Dataset content
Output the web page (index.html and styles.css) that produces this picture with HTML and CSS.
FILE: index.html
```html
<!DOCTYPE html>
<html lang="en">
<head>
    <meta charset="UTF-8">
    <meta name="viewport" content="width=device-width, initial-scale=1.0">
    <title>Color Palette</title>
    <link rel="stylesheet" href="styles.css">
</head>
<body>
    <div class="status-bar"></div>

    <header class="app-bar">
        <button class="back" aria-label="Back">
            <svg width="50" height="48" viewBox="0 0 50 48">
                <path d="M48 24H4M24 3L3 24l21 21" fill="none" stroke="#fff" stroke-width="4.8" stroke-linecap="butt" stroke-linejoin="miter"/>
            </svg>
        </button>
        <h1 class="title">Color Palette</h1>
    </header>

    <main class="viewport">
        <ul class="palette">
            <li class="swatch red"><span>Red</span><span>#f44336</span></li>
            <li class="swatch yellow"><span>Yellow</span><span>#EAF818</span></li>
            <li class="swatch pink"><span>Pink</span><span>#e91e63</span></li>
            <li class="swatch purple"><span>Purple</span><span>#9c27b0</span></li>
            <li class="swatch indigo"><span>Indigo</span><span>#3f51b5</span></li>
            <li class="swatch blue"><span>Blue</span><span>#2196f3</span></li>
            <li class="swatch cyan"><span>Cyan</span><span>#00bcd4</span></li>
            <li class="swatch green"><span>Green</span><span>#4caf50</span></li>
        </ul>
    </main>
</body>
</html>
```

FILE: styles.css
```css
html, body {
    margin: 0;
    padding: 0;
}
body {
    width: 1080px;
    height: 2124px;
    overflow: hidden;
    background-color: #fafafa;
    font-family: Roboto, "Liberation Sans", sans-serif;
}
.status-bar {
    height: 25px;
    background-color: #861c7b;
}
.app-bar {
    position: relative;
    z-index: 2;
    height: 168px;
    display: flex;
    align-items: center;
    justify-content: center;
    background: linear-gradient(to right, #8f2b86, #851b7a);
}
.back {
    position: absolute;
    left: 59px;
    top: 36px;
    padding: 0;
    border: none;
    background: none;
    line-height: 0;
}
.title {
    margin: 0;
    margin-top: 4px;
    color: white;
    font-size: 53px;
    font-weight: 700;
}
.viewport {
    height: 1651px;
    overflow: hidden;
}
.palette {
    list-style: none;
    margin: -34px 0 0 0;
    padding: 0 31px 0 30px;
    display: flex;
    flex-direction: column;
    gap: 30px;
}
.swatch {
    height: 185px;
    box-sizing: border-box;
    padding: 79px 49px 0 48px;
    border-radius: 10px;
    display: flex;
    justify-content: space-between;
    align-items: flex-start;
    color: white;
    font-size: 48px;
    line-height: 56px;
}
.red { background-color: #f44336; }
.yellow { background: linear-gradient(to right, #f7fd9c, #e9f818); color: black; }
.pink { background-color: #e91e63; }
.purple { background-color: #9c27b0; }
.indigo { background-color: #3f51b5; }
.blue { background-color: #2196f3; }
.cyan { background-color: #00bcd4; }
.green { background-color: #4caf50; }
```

Goal of the exercise
Using the data above, reproduce every line exactly.

Reply
Output the web page (index.html and styles.css) that produces this picture with HTML and CSS.
FILE: index.html
```html
<!DOCTYPE html>
<html lang="en">
<head>
    <meta charset="UTF-8">
    <meta name="viewport" content="width=device-width, initial-scale=1.0">
    <title>Color Palette</title>
    <link rel="stylesheet" href="styles.css">
</head>
<body>
    <div class="status-bar"></div>

    <header class="app-bar">
        <button class="back" aria-label="Back">
            <svg width="50" height="48" viewBox="0 0 50 48">
                <path d="M48 24H4M24 3L3 24l21 21" fill="none" stroke="#fff" stroke-width="4.8" stroke-linecap="butt" stroke-linejoin="miter"/>
            </svg>
        </button>
        <h1 class="title">Color Palette</h1>
    </header>

    <main class="viewport">
        <ul class="palette">
            <li class="swatch red"><span>Red</span><span>#f44336</span></li>
            <li class="swatch yellow"><span>Yellow</span><span>#EAF818</span></li>
            <li class="swatch pink"><span>Pink</span><span>#e91e63</span></li>
            <li class="swatch purple"><span>Purple</span><span>#9c27b0</span></li>
            <li class="swatch indigo"><span>Indigo</span><span>#3f51b5</span></li>
            <li class="swatch blue"><span>Blue</span><span>#2196f3</span></li>
            <li class="swatch cyan"><span>Cyan</span><span>#00bcd4</span></li>
            <li class="swatch green"><span>Green</span><span>#4caf50</span></li>
        </ul>
    </main>
</body>
</html>
```

FILE: styles.css
```css
html, body {
    margin: 0;
    padding: 0;
}
body {
    width: 1080px;
    height: 2124px;
    overflow: hidden;
    background-color: #fafafa;
    font-family: Roboto, "Liberation Sans", sans-serif;
}
.status-bar {
    height: 25px;
    background-color: #861c7b;
}
.app-bar {
    position: relative;
    z-index: 2;
    height: 168px;
    display: flex;
    align-items: center;
    justify-content: center;
    background: linear-gradient(to right, #8f2b86, #851b7a);
}
.back {
    position: absolute;
    left: 59px;
    top: 36px;
    padding: 0;
    border: none;
    background: none;
    line-height: 0;
}
.title {
    margin: 0;
    margin-top: 4px;
    color: white;
    font-size: 53px;
    font-weight: 700;
}
.viewport {
    height: 1651px;
    overflow: hidden;
}
.palette {
    list-style: none;
    margin: -34px 0 0 0;
    padding: 0 31px 0 30px;
    display: flex;
    flex-direction: column;
    gap: 30px;
}
.swatch {
    height: 185px;
    box-sizing: border-box;
    padding: 79px 49px 0 48px;
    border-radius: 10px;
    display: flex;
    justify-content: space-between;
    align-items: flex-start;
    color: white;
    font-size: 48px;
    line-height: 56px;
}
.red { background-color: #f44336; }
.yellow { background: linear-gradient(to right, #f7fd9c, #e9f818); color: black; }
.pink { background-color: #e91e63; }
.purple { background-color: #9c27b0; }
.indigo { background-color: #3f51b5; }
.blue { background-color: #2196f3; }
.cyan { background-color: #00bcd4; }
.green { background-color: #4caf50; }
```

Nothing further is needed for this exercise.